Diese Bahnsteigtüren sind für den künftigen fahrerlosen Betrieb auf der U5 essenziell und die wohl größte Umstellung im U-Bahn-Betrieb überhaupt (Fahrgäste machen mit ihnen ab sofort auf dem wiedereröffneten U2-Abschnitt Bekanntschaft). Sie müssen aus Sicherheitsgründen millimetergenau sitzen.
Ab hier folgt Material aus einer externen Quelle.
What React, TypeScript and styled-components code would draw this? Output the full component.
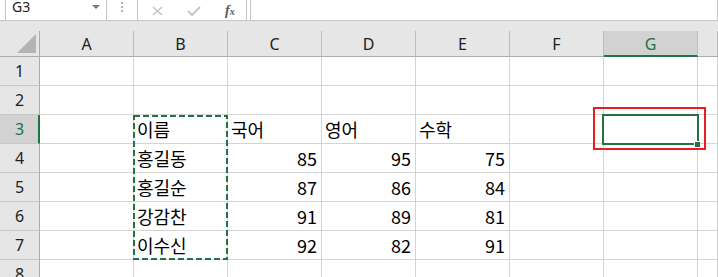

15 von 25 Modulen mussten in der Folge ausgetauscht werden – ein extrem aufwendiges und kostspieliges Unterfangen: Denn die tonnenschweren, maßangefertigten Türen mussten in Frankreich neu bestellt und anschließend in der Fertigungshalle in Wolkersdorf zusammensetzt werden; es folgte De- und Neumontage per Kran in Wien – eine heikle Hochpräzisionsangelegenheit.
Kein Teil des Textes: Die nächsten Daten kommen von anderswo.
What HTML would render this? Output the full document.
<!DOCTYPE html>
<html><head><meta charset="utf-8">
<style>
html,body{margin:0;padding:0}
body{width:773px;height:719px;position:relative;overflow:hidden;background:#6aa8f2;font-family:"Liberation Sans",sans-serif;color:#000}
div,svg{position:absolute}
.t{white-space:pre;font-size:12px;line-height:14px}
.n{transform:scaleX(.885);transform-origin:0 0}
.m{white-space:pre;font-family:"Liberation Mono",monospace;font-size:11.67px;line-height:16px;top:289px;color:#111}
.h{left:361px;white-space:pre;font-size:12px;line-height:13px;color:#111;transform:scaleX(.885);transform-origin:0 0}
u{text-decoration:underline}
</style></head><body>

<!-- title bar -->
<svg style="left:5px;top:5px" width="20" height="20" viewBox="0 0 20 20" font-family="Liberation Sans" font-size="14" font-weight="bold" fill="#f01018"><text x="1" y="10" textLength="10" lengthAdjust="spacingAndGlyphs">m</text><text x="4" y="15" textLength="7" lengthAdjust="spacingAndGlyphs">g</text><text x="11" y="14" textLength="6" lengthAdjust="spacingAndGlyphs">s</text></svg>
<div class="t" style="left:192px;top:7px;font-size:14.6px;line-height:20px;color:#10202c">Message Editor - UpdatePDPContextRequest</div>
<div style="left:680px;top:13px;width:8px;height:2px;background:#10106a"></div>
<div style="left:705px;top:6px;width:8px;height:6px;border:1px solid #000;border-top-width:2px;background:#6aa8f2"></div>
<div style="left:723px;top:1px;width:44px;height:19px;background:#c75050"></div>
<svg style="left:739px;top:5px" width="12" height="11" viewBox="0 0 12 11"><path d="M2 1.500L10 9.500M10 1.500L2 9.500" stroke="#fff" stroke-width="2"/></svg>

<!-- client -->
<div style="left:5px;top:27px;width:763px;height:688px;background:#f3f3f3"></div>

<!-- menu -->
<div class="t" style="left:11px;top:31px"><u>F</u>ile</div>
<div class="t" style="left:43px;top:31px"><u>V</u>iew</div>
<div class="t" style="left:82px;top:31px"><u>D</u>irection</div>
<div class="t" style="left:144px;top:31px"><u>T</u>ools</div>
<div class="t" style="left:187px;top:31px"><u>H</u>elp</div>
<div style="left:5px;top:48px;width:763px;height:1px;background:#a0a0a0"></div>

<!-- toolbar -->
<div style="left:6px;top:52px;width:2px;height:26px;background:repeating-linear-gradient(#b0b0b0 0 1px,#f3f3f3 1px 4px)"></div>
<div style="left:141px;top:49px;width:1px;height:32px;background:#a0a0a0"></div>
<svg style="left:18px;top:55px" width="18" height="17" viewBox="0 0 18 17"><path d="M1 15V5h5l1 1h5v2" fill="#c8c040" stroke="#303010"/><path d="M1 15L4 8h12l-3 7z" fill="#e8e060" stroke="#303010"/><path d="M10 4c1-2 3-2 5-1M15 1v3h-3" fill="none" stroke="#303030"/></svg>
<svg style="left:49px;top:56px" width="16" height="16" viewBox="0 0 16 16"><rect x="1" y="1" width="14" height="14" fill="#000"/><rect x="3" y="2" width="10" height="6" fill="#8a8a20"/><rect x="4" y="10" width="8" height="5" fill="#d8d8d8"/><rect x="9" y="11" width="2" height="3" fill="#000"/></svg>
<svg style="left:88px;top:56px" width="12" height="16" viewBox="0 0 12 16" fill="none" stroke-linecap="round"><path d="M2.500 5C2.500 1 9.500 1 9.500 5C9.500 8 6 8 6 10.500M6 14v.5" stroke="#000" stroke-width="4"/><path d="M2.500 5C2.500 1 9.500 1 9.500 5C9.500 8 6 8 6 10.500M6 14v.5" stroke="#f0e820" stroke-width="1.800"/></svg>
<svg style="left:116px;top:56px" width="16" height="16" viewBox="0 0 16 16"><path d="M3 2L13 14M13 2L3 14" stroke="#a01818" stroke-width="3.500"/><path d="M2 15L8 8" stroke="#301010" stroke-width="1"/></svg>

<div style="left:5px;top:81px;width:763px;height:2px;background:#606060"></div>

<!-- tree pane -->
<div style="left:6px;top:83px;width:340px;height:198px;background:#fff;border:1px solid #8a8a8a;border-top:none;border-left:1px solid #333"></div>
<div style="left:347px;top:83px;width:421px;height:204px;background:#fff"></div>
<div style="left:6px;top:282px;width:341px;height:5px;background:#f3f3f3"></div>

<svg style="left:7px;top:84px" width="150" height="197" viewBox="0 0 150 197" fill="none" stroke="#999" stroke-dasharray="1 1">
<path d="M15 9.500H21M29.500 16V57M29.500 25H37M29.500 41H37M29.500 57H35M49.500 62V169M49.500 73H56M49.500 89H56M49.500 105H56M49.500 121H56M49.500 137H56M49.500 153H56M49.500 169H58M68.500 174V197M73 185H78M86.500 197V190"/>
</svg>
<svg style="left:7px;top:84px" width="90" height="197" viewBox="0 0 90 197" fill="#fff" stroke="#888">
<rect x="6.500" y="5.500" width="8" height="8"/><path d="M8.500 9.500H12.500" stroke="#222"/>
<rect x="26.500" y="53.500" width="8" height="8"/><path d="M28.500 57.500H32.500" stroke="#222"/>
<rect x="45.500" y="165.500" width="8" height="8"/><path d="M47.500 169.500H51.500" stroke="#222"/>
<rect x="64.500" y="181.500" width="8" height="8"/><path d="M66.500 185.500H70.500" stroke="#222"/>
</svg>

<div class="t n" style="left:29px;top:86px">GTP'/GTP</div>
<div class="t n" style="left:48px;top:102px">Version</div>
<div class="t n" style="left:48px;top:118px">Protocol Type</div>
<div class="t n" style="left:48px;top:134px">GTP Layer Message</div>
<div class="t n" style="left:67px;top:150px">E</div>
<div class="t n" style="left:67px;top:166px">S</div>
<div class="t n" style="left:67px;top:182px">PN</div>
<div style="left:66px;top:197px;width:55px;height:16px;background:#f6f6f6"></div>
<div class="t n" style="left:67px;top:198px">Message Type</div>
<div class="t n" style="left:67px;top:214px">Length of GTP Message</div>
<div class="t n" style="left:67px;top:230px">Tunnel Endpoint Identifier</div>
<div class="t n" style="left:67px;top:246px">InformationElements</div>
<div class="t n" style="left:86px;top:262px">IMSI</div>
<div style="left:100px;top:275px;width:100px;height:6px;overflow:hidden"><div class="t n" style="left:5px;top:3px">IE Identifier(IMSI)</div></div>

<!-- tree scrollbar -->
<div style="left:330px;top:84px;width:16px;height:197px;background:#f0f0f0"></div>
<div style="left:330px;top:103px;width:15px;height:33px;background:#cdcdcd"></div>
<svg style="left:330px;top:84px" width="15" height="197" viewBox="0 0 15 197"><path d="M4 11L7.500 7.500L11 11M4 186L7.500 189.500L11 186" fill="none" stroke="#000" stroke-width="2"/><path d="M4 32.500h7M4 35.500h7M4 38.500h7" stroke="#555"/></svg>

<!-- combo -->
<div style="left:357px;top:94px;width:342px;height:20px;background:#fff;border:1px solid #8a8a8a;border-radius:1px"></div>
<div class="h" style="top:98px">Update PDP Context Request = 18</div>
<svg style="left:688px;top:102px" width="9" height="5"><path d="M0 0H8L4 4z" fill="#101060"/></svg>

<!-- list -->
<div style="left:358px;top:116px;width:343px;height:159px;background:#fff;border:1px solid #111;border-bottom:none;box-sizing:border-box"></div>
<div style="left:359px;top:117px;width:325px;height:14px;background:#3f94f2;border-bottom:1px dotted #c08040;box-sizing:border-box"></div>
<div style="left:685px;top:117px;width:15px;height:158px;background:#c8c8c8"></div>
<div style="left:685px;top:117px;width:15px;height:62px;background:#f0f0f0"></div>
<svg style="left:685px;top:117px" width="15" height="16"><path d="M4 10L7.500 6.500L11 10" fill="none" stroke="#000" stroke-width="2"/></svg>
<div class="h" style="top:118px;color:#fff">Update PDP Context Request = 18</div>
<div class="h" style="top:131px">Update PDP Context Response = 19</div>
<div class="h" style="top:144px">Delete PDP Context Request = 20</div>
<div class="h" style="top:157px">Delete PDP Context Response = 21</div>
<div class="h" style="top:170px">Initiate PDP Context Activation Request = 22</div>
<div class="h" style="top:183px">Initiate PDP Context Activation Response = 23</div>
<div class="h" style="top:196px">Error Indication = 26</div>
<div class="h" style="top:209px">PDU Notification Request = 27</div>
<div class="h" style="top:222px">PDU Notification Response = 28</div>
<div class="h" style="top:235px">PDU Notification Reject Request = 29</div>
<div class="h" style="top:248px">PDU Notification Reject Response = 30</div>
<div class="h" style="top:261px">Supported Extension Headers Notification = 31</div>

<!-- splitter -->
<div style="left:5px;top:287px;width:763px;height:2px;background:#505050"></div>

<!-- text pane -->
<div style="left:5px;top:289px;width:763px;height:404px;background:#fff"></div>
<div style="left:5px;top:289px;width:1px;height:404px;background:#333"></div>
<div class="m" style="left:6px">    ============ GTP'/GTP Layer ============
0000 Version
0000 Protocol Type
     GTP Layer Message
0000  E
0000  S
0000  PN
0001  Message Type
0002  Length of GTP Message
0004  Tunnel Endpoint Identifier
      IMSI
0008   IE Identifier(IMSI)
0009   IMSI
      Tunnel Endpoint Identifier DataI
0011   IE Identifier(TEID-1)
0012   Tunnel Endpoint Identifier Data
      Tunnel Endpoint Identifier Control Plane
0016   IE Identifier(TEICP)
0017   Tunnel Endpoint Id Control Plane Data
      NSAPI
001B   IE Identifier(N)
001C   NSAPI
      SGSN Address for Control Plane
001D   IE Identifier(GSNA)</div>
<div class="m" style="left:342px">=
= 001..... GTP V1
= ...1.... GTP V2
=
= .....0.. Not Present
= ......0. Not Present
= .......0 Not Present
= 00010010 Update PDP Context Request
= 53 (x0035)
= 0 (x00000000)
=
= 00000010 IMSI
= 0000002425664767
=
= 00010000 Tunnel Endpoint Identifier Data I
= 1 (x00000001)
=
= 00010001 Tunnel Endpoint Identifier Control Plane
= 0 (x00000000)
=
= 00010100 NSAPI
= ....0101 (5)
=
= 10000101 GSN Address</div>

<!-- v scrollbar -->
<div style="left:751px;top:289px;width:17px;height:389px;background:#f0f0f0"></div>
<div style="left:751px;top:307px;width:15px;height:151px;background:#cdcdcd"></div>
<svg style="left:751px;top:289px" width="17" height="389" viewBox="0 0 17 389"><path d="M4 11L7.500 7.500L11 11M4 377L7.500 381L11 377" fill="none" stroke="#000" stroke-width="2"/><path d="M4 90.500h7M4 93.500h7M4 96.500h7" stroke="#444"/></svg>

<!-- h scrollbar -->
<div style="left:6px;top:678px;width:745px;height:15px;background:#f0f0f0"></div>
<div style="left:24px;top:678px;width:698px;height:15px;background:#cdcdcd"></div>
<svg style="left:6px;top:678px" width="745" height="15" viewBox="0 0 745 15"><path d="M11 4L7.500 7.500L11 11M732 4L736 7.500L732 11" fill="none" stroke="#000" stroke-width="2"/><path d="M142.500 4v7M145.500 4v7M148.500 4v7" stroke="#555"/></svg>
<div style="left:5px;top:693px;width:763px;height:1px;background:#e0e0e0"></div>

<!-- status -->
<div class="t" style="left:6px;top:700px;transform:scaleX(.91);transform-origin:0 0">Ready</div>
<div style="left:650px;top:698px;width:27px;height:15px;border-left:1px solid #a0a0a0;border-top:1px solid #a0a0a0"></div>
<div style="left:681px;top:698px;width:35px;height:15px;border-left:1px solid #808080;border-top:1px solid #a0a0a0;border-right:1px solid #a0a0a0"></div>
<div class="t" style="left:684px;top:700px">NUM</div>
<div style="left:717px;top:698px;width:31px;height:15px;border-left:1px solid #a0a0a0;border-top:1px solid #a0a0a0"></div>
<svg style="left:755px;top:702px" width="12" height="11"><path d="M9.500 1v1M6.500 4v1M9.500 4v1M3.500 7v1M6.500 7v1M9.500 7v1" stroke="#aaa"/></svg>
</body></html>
Das alles haben die Wiener Linien im Sommer auch zugegeben und die Medien sogar durch die Station Rathaus geführt: „Türprobleme behoben“, hieß es unisono. Doch als Grund für die zerstörten Bahnsteigtüren wurden lediglich „unerwartete Erdbewegungen“ genannt. „Das ist irreführend, wenn auch nicht ganz falsch: Denn die Erdbewegungen waren da, aber halt durch die Betoninjektionen selbst verursacht“, erklärt einer der Informanten.
Vorwand „Sprachprobleme“
Die Verzögerungen waren in der Folge nicht mehr aufzuholen, und das U2-Comeback zu Schulbeginn längst illusorisch: In Folge wurden Mitte Oktober von den Wiener Linien „Sprachprobleme“ mit einer französischen Softwarefirma als Grund für die weitere Verzögerung kommuniziert. Doch die besagte Firma wies die Schuld zurück. „Das mit den Sprachproblemen war ein Blödsinn. Das war eine Ausrede, man hat es selbst vorher verbockt“, wird erzählt.
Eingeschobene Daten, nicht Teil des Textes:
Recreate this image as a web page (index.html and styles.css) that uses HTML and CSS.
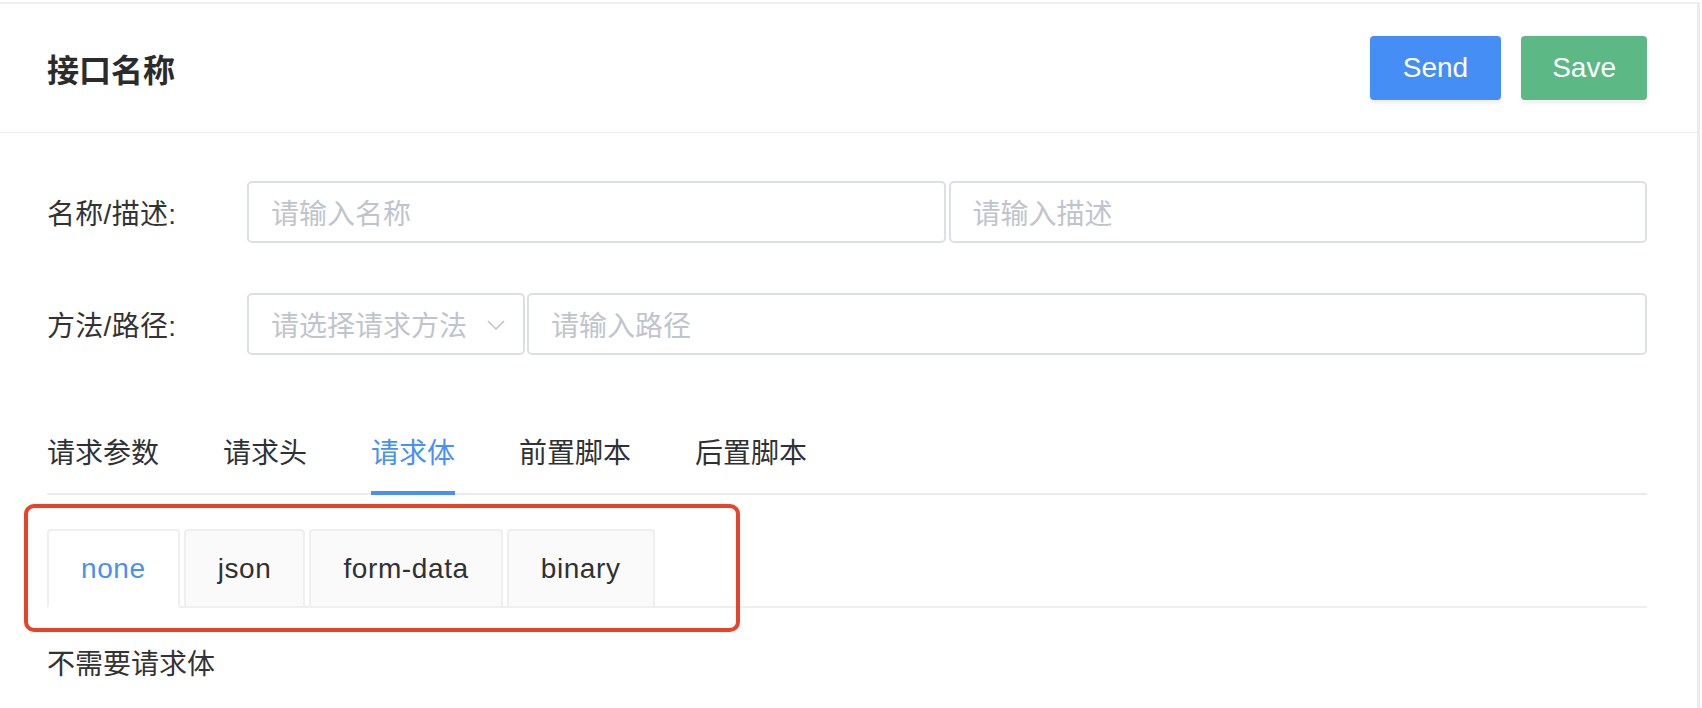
FILE: index.html
```html
<!DOCTYPE html>
<html lang="zh-CN">
<head>
<meta charset="utf-8">
<title>接口名称</title>
<link rel="stylesheet" href="styles.css">
</head>
<body>
<div class="page">
  <header class="topbar">
    <h1 class="title">接口名称</h1>
    <div class="actions">
      <button class="btn btn-send" type="button">Send</button>
      <button class="btn btn-save" type="button">Save</button>
    </div>
  </header>
  <main class="content">
    <div class="form-row">
      <label class="form-label">名称/描述:</label>
      <div class="form-fields">
        <input class="field field-grow" type="text" placeholder="请输入名称">
        <input class="field field-grow" type="text" placeholder="请输入描述">
      </div>
    </div>
    <div class="form-row">
      <label class="form-label">方法/路径:</label>
      <div class="form-fields">
        <div class="field select">
          <span class="select-ph">请选择请求方法</span>
          <svg class="select-arrow" width="18" height="10" viewBox="0 0 18 10"><polyline points="1,1 9,9 17,1" fill="none" stroke="#c0c4cc" stroke-width="1.6"/></svg>
        </div>
        <input class="field field-grow" type="text" placeholder="请输入路径">
      </div>
    </div>
    <nav class="tabs">
      <div class="tab"><span class="tab-label">请求参数</span></div>
      <div class="tab"><span class="tab-label">请求头</span></div>
      <div class="tab tab-active"><span class="tab-label">请求体</span></div>
      <div class="tab"><span class="tab-label">前置脚本</span></div>
      <div class="tab"><span class="tab-label">后置脚本</span></div>
    </nav>
    <div class="card-tabs">
      <div class="card-tab card-tab-active">none</div>
      <div class="card-tab">json</div>
      <div class="card-tab">form-data</div>
      <div class="card-tab">binary</div>
    </div>
    <p class="body-desc">不需要请求体</p>
  </main>
  <div class="annotation"></div>
</div>
</body>
</html>
```
FILE: styles.css
```css
html, body {
  margin: 0;
  padding: 0;
  height: 100%;
  overflow: hidden;
  background: #ffffff;
}

body {
  font-family: "Liberation Sans", "Noto Sans CJK SC", sans-serif;
  color: #303133;
}

.page {
  position: relative;
  box-sizing: border-box;
  width: 1700px;
  height: 706px;
  margin-top: 2px;
  border-top: 2px solid #efefef;
  border-right: 3px solid #ebebeb;
  background: #ffffff;
}

.topbar {
  box-sizing: border-box;
  height: 129px;
  padding: 0 50px 0 47px;
  display: flex;
  align-items: center;
  justify-content: space-between;
  border-bottom: 1px solid #ebeef5;
}

.title {
  margin: 0;
  font-family: "Noto Sans CJK SC", sans-serif;
  font-size: 32px;
  font-weight: 700;
  color: #2b2b2b;
  line-height: 40px;
}

.actions {
  display: flex;
  gap: 20px;
}

.btn {
  height: 64px;
  padding: 0 32px;
  border: none;
  border-radius: 4px;
  color: #ffffff;
  font-family: "Liberation Sans", sans-serif;
  font-size: 28px;
  box-shadow: 0 4px 3px rgba(0, 0, 0, 0.05);
  cursor: pointer;
}

.btn-send {
  background: #458ef6;
  padding: 0 33px;
}

.btn-save {
  background: #5cb885;
  padding: 0 31px;
}

.content {
  padding: 48px 50px 0 47px;
}

.form-row {
  display: flex;
  align-items: center;
  height: 62px;
}

.form-row + .form-row {
  margin-top: 50px;
}

.form-label {
  width: 200px;
  flex: none;
  font-size: 28px;
  color: #333333;
  letter-spacing: 0.3px;
}

.form-fields {
  flex: 1;
  display: flex;
  gap: 3px;
  height: 62px;
}

.field {
  box-sizing: border-box;
  height: 62px;
  border: 2px solid #dcdfe6;
  border-radius: 5px;
  padding: 0 22px;
  font-family: "Noto Sans CJK SC", sans-serif;
  font-size: 28px;
  color: #303133;
  background: #ffffff;
  outline: none;
}

.field::placeholder {
  color: #c0c4cc;
}

.field-grow {
  flex: 1;
  min-width: 0;
}

.select {
  width: 278px;
  flex: none;
  display: flex;
  align-items: center;
  justify-content: space-between;
  padding: 0 18px 0 22px;
  margin-right: -1px;
}

.select-ph {
  color: #c0c4cc;
  line-height: 1;
}

.select-arrow {
  display: block;
  margin-top: 2px;
}

.tabs {
  margin-top: 56px;
  display: flex;
  border-bottom: 2px solid #e9ebef;
}

.tab {
  padding: 0 32px;
  margin-bottom: -2px;
  font-family: "Noto Sans CJK SC", sans-serif;
  font-size: 28px;
  color: #303133;
}

.tab:first-child {
  padding-left: 0;
}

.tab-label {
  display: block;
  line-height: 80px;
  border-bottom: 4px solid transparent;
}

.tab-active {
  color: #4790f5;
}

.tab-active .tab-label {
  border-bottom-color: #4790f5;
}

.card-tabs {
  margin-top: 34px;
  display: flex;
  gap: 4px;
  border-bottom: 2px solid #efefef;
}

.card-tab {
  box-sizing: border-box;
  height: 79px;
  margin-bottom: -2px;
  padding: 0 32px;
  border: 2px solid #efefef;
  border-radius: 4px 4px 0 0;
  background: #fafafa;
  font-family: "Liberation Sans", sans-serif;
  font-size: 28px;
  letter-spacing: 0.6px;
  line-height: 75px;
  color: #303133;
}

.card-tab-active {
  background: #ffffff;
  border-bottom-color: #ffffff;
  color: #4790f5;
}

.body-desc {
  margin: 34px 0 0;
  font-family: "Noto Sans CJK SC", sans-serif;
  font-size: 28px;
  line-height: 40px;
  color: #333333;
}

.annotation {
  position: absolute;
  left: 24px;
  top: 500px;
  width: 716px;
  height: 128px;
  box-sizing: border-box;
  border: 4px solid #e8422a;
  border-radius: 10px;
  pointer-events: none;
}
```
Zu diesem Zeitpunkt ist der Stadtpolitik längst der Geduldsfaden gerissen: Öffi-Stadtrat Peter Hanke gestand Fehler ein und kündigte „eine umfassende Evaluierung“ durch die Stadtwerke an, „in der der Prozess kritisch aufgearbeitet werden soll“. Auch Wiener-Linien-Chefin Alexandra Reinagl musste „Managementfehler“ zugeben.
Kein Dementi
Was sagen die Wiener Linien zu diesen Enthüllungen? Wurde die Öffentlichkeit über den wahren Grund getäuscht? In einem recht allgemein gehaltenen Statement an den KURIER wird der Version vom selbst verschuldeten Pfusch nicht widersprochen: „In der Station Rathaus kam es zu unerwarteten Erdbewegungen und dadurch zu Schäden an den Bahnsteigtüren, die behoben werden mussten. Die Ursache der Erdbewegungen ist noch nicht geklärt.“
Bestätigt wird zudem, dass das Problem mit den Bahnsteigtüren kein geringes war und für einen Gutteil der 15-monatigen Verzögerung verantwortlich zeichnete: „Erst nachdem die neuen Bahnsteigtüren eingebaut waren, konnten die restlichen Arbeiten wieder aufgenommen werden. Der dadurch entstandene Zeitverzug betrug mehrere Monate“, so die Wiener Linien.
Und was ist mit den Mehrkosten? Rund 65 Millionen Euro habe das ganze U2-Projekt gekostet, wobei die finale Abrechnung erst erfolge; der Schaden bei den Bahnsteigtüren „befindet sich derzeit noch in Prüfung durch die Versicherung“, heißt es. Zumindest ein Lichtblick am Ende des Tunnels.